The litigation has attracted high-profile plaintiffs beyond the class actions. In October 2024, McDonald’s filed its own lawsuit in the Eastern District of New York against all four major processors, alleging they conspired to inflate beef prices over nearly a decade. The complaint accused company executives of holding frequent meetings at conferences and trade shows to exchange sensitive information and “ensure a stranglehold on beef and cattle pricing.” McDonald’s dropped its claims against Cargill following a settlement announced on April 29, 2025, but the case remains active against Tyson, JBS, and National Beef.

Sysco, one of the country’s largest food distributors, filed a separate suit in Texas federal court in July 2022 accusing the same four companies of colluding since 2015 to reduce cattle purchases and artificially inflate prices.

The DOJ Criminal Investigation

Beyond the civil cases, the Justice Department’s antitrust division opened an investigation into the four dominant beef processors in late 2025, following a directive from President Trump in November of that year. The probe is examining whether the companies engaged in criminal anticompetitive conduct such as price-fixing, market collusion, or bid-rigging. A parallel team of civil DOJ attorneys is also investigating.
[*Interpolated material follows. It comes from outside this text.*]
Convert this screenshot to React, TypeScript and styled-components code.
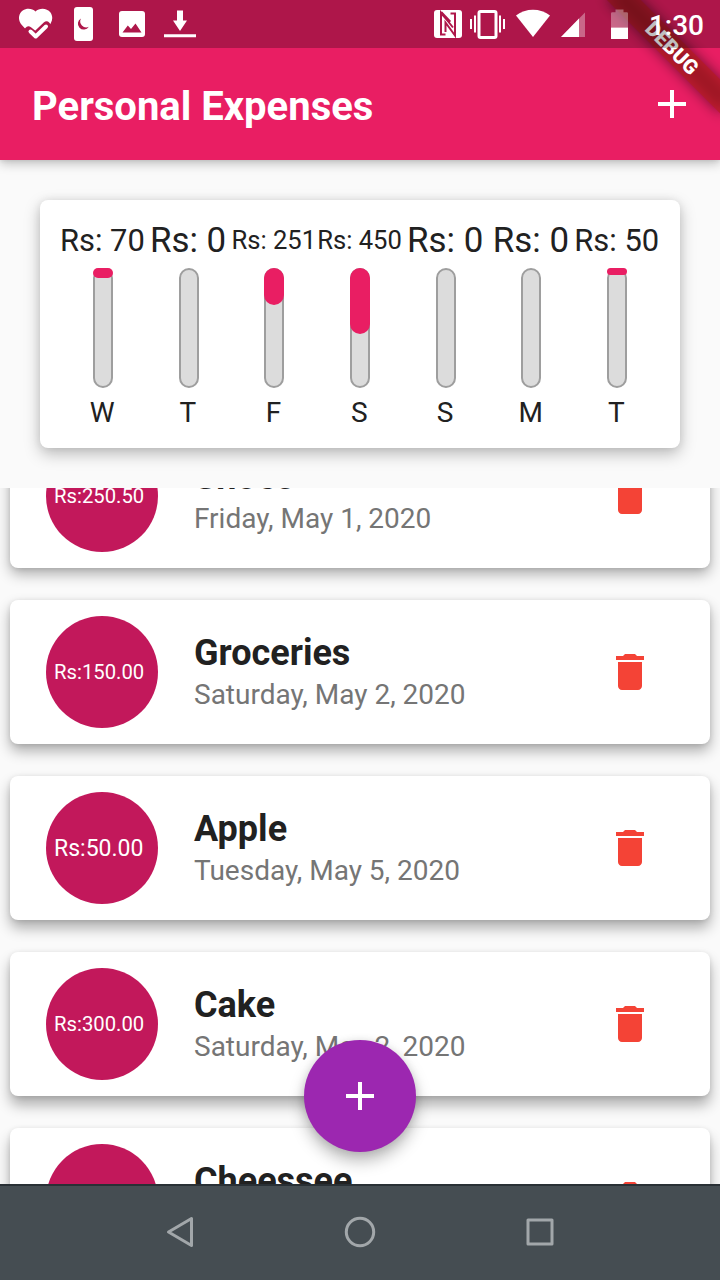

As of April 2026, no charges had been filed against any company or individual. Acting Attorney General Todd Blanche declined to specify whether the probe was criminal or civil in nature, or whether the government intended to seek a breakup of the sector. The four companies — Tyson, Cargill, JBS, and National Beef — have not been officially named as targets, though reporting has identified them as the subjects of the investigation.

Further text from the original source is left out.